Yanlış Hesap Bağdat’tan Dönsün

Yanlış Hesap Bağdat’tan Dönsün

Deniz taşımacılığı ile ilgilenen herkesin bu ilgi için bir motivasyonu var. Kiminin en iyi bildiği iş bu, kimin tek bildiği iş…

İstanbul kapalı çarşıya kervanlar gelir. Tüccarların siparişleri kumaş, kürk, baharat vb. dağıtılır daha sonra tüccarlardan paraları tahsil edilirmiş.
Yine bir alışveriş sonrasında, tüccarın biri hesap yaparken dört işlem hileleri ile kervancıyı 400-500 altın içerde bırakır. Hesaptaki yanlışlığı anlayamayan kervancı Bağdat-Hicaz ve Mısır seferine çıkar.

Tüccar da, şimdi bu Mısır’dan altı-yedi ayda zor döner. Ben de bu parayı işletirim diye düşünür.

Kervancı yol uzun, zaman bol, bütün hesapları tekrar tekrar inceler.
Tüccarın yaptığı hileyi anlar. Kervan Bağdat’a girmek üzereyken, kervanı oğlu ve güvendiği bir kişiye emanet eder.

“Siz beni Bağdat’ta bekleyin.” der.
İyi bir Arap atı alıp dörtnala İstanbul’a dönmeye başlar. 

Yolda, bu adam bu parayı hemen öyle vermez diye düşünüp bir plan kurar. İstanbul’daki dostlarından plan için yardım ister.

Ertesi gün tüccarın dükkânına iki kadın gelir. Tüccara:
“Sorup soruşturduk bu civarda en dürüst, en güvenilir kişi sizmişsiniz. Biz Hicaz’a gideceğiz. Size bu iki çantayı emanet etmek istiyoruz.” derler.

Çantaları açıp tüccara gösterirler. Çantaların içi; inci, altın, pırlanta ve çeşit mücevherle doludur.
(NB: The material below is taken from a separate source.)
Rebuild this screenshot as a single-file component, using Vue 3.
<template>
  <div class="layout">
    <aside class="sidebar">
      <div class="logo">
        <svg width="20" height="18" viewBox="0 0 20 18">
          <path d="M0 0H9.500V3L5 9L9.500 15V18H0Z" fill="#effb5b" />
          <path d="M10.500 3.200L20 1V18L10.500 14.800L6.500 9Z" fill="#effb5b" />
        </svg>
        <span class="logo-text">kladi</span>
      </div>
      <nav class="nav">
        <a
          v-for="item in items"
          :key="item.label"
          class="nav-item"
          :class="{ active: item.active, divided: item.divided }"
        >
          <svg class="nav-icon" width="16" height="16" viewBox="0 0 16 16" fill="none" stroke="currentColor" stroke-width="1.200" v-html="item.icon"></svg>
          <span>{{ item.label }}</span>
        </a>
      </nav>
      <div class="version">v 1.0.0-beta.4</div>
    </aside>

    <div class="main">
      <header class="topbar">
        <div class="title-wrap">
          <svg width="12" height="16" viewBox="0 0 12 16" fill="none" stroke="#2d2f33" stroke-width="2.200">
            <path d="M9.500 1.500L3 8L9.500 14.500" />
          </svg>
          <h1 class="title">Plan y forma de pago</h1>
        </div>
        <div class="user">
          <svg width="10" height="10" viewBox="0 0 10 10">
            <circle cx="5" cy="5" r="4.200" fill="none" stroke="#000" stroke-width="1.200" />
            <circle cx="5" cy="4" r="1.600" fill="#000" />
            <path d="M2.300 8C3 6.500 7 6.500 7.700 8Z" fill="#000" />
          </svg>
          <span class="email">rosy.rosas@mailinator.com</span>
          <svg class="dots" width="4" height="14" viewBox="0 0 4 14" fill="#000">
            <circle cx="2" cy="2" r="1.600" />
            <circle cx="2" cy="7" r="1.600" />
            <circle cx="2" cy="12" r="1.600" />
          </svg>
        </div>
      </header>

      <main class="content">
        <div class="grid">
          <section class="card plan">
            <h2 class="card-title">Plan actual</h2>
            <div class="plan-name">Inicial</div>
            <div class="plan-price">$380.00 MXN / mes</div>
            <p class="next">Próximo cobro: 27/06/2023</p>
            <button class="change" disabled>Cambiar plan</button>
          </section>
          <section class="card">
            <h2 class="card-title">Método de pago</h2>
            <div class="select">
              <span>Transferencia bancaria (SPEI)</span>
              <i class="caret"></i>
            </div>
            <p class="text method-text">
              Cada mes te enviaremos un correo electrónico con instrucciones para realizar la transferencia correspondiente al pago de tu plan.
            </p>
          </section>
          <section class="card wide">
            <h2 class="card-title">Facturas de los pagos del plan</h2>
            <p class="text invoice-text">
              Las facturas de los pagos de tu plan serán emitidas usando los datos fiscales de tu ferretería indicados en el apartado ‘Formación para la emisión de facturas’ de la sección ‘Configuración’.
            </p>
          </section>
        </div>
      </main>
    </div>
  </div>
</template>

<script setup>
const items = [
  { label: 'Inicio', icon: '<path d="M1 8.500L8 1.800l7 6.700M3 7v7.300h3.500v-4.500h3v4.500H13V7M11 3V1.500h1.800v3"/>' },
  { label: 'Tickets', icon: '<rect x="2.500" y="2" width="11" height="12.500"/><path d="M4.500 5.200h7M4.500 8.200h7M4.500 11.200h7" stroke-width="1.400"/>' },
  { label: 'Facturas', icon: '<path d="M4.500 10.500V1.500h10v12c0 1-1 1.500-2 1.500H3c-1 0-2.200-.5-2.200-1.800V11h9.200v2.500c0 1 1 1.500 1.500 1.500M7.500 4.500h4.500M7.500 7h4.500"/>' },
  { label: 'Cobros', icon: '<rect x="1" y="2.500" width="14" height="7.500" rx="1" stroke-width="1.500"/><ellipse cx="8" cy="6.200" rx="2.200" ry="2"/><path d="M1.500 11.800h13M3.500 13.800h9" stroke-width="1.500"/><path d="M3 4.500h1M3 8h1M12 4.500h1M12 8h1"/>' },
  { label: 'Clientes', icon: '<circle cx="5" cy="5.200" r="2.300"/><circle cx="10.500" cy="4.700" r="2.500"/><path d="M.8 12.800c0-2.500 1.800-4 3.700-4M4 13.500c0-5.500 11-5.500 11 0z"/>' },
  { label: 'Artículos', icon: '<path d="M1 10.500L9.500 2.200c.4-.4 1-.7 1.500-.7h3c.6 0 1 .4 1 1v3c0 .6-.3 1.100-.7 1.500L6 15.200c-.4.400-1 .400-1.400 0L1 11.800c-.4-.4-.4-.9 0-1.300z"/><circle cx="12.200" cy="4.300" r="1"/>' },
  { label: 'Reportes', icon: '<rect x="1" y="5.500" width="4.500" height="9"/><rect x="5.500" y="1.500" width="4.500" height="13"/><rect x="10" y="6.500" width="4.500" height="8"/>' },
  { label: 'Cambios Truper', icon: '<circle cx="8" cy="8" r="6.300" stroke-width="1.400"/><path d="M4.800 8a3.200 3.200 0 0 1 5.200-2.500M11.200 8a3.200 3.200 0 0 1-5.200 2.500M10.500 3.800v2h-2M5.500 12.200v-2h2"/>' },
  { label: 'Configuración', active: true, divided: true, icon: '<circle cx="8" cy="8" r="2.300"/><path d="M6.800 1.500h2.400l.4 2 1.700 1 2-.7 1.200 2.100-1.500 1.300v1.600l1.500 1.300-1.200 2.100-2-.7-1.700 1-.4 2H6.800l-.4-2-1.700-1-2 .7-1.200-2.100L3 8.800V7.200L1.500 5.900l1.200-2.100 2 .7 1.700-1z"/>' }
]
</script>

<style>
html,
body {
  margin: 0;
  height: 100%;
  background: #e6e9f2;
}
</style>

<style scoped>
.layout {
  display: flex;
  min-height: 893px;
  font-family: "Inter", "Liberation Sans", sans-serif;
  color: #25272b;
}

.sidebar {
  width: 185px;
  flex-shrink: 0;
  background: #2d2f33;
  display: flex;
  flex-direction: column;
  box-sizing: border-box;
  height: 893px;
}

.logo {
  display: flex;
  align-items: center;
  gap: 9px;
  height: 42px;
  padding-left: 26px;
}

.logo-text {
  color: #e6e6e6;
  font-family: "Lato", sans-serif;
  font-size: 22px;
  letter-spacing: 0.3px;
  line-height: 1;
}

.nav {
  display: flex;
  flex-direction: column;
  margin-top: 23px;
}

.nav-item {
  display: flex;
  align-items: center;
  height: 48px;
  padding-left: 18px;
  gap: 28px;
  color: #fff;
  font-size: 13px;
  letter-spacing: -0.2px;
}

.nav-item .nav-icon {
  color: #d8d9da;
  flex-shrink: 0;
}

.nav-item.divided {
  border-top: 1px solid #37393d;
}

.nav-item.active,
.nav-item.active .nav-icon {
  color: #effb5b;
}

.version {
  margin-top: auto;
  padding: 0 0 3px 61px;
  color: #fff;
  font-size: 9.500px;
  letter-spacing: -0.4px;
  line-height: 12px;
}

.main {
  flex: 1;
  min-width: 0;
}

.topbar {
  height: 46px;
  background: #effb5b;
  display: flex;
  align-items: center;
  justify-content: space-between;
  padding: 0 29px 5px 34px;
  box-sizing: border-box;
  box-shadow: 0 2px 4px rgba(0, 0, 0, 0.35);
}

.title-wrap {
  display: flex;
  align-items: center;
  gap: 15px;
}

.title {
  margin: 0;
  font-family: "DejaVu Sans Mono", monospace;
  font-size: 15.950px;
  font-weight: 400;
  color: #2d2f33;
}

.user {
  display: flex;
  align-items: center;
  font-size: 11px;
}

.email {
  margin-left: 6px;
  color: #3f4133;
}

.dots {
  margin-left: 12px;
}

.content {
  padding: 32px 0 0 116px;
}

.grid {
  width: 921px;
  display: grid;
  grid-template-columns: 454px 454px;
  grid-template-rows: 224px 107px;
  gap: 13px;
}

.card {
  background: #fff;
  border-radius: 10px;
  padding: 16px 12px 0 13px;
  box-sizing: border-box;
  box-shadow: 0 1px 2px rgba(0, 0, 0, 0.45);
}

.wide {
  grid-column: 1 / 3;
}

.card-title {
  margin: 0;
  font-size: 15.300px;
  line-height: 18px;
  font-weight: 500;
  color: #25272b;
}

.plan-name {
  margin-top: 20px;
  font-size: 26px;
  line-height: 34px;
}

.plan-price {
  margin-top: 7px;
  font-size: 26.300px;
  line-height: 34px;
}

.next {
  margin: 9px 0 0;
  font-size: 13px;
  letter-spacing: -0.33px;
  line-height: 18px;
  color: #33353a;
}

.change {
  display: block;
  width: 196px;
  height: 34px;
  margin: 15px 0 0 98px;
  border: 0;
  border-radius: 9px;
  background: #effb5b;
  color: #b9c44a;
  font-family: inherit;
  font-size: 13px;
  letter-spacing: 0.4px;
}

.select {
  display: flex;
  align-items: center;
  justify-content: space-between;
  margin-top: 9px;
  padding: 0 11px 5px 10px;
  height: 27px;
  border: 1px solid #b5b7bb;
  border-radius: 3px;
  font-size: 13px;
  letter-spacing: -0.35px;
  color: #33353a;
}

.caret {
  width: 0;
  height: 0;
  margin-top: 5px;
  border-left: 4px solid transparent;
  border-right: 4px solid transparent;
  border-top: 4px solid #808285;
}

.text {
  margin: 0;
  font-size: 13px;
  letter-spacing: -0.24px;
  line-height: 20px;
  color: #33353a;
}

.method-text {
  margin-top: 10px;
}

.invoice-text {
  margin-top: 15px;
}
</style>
“Olur da gelemezsek bunlar size helali hoş olsun. Bize bir dua okutur, belki bir hayrat yaptırırsın.” derler.

Bunları duyan tüccar sevinçten uçar. Kadınları hürmetle ağırlar.
Bu sırada kervancı içeri girer,
Bunu gören tüccar, daha kervancı lafa başlamadan

 Yahu hoş geldin. Bizim hesapta bir yanlışlık olmuş, paralarını ayırdım. Çocuklara da tembihledim, eğer ölürsem kervancının parasının mutlaka verin. Ben kul hakkı yemem kardeşim.” der.
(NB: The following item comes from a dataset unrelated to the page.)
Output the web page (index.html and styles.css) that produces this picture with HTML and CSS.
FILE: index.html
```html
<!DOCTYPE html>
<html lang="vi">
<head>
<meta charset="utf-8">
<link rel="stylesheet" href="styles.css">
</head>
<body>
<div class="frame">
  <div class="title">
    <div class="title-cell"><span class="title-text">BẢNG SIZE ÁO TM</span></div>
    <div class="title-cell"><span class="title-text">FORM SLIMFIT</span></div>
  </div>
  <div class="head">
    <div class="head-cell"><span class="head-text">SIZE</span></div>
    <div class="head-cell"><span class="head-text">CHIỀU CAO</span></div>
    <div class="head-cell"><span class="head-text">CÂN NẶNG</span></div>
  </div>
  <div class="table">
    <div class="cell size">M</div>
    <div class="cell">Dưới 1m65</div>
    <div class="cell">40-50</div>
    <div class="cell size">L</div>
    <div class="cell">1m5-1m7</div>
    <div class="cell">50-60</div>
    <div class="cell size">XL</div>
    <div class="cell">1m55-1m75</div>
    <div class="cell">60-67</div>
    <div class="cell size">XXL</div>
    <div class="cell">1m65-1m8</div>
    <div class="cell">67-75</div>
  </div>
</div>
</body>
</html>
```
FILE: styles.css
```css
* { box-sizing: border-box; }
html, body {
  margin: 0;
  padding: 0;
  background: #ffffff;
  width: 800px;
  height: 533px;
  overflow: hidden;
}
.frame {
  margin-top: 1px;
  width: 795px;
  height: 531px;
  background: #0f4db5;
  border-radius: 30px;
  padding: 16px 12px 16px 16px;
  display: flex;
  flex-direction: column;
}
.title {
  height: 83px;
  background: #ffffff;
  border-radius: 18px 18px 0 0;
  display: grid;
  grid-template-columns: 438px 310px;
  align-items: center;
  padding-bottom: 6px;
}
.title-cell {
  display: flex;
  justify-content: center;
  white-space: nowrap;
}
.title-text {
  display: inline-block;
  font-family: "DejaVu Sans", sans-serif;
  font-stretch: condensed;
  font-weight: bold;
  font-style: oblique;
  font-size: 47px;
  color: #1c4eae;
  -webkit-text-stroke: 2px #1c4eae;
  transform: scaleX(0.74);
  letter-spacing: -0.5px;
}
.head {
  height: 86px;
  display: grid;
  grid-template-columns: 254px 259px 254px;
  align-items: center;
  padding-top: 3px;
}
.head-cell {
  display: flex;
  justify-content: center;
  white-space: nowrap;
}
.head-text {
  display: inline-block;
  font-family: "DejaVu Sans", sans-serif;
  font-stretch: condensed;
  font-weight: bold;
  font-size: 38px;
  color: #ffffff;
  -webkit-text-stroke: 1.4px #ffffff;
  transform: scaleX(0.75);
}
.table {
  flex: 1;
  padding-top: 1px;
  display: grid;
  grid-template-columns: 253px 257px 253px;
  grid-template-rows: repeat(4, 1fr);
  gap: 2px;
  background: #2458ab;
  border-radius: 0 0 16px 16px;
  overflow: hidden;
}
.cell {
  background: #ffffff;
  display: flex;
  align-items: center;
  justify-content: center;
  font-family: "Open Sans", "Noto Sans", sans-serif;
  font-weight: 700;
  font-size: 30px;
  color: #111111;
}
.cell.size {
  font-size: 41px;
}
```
Parayı hemen verir.Bu sırada kadınlar:

“Biz bu sene gitmekten vazgeçtik. Kısmetse seneye!” deyip dükkândan
çıkarlar.

Oyuna geldiğini anlayan tüccar, kervancının peşinden koşup:
“Hani sen Mısır’a gidecektin? Yaktın beni!” diye bağırır.
Atına binen kervancı:
“Yanlış hesap adamı Bağdat’tan döndürür.” der ve yoluna gider.

***

Bu güzel deyimin yüzyılları aşıp günümüze kadar ulaşmasını sağlayan bir bakıma; kervancının uzun yolda bol zamanda hesapları teker teker inceleme basiretini göstermesi. Ticarete teşne herkesin, aslında, yolun uzunluğuna, kısalığına; zamanın bolluğuna, darlığına bakmaksızın belki de daha işe başlamadan sahip olması gereken basiret… Ölçmediğimiz, ölçemediğimiz hiçbir şeyi geliştiremeyiz. Dolayısıyla işe “ölçmek”ten başlamak gerekiyor sanırım.
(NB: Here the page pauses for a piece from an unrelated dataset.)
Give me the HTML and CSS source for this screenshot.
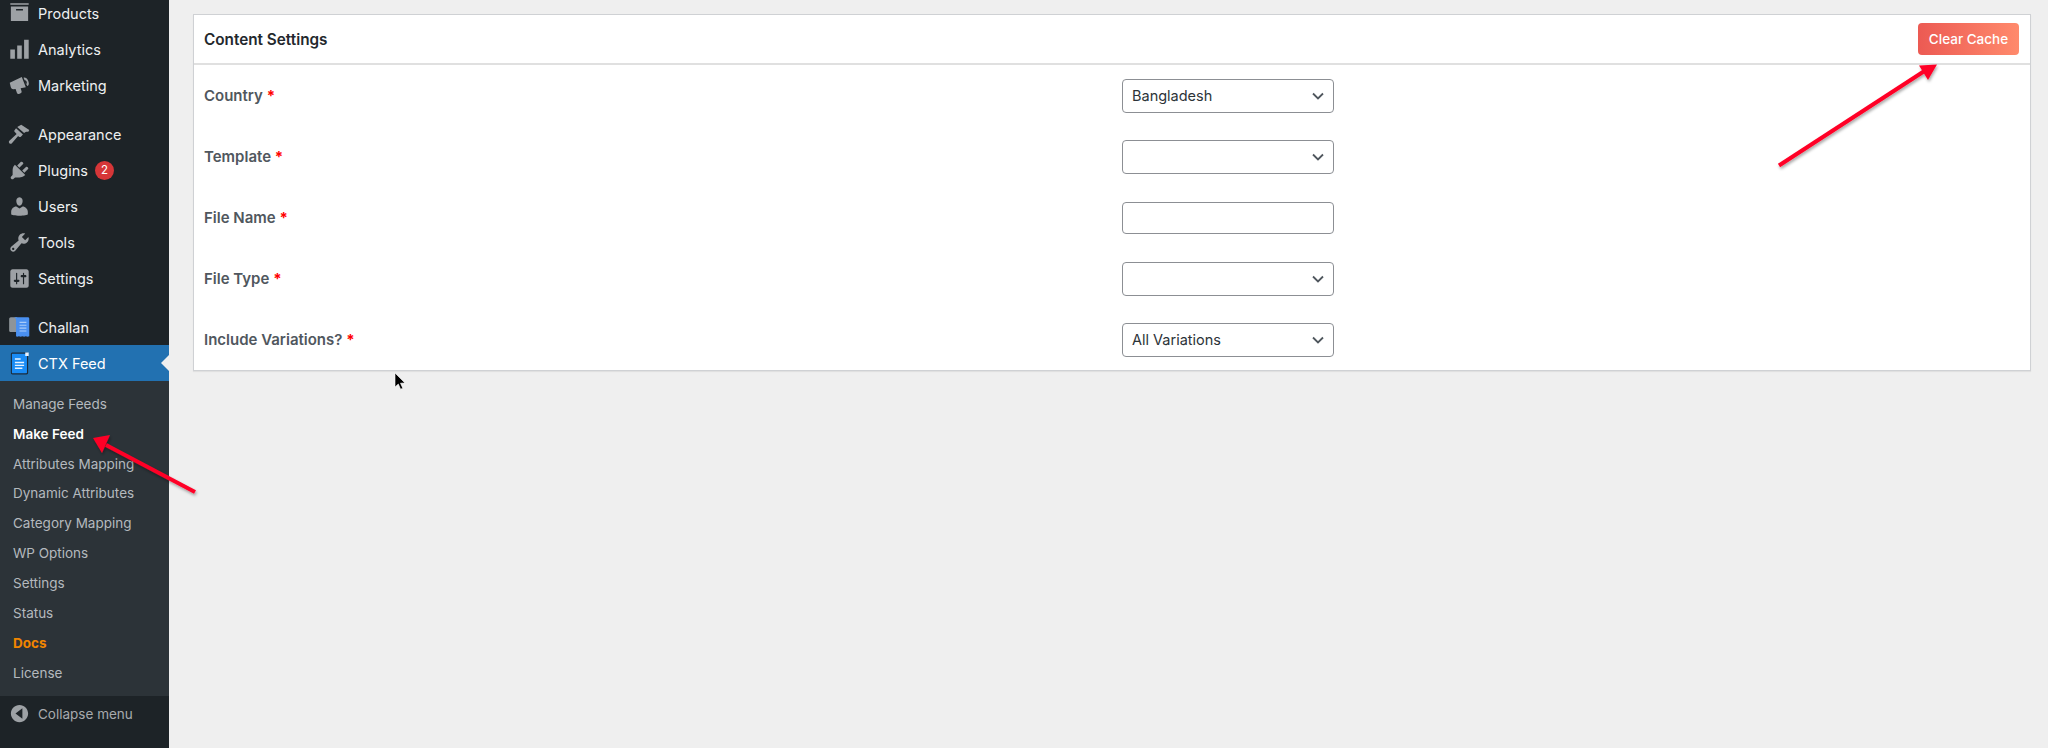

Deniz taşımacılığı ile ilgilenen herkesin bu ilgi için bir motivasyonu var. Kiminin en iyi bildiği iş bu, kimin tek bildiği iş… Kimi bu işi çok kârlı bulduğu için, kimi alternatif iş kollarından daha kârlı bulduğu için yapıyor. Konunun işi bilmek kısmını bir kenara koyacak olursak, deniz taşımacılığının “kârlı” ya da “alternatif iş kollarından daha kârlı” olması hali, aslında ölçülebilir bir karşılaştırma yaparak ulaşılabilecek sonuçlar. Tabii ki, bu ölçümlerin tamamının hepsinin sabit verilerin dört işlem kullanılarak yapıldığını söylemek çok doğru olmaz. Denizcilik, kendinden menkul birçok riski kapsadığı gibi, geleceğe dönük analiz yapmayı, veri üretmeyi ve okumayı; sabit verilerin yanında riskleri, analizleri ve verileri sayılara çevirerek ölçümlerde kullanmayı da gerekli kılan bir iş kolu.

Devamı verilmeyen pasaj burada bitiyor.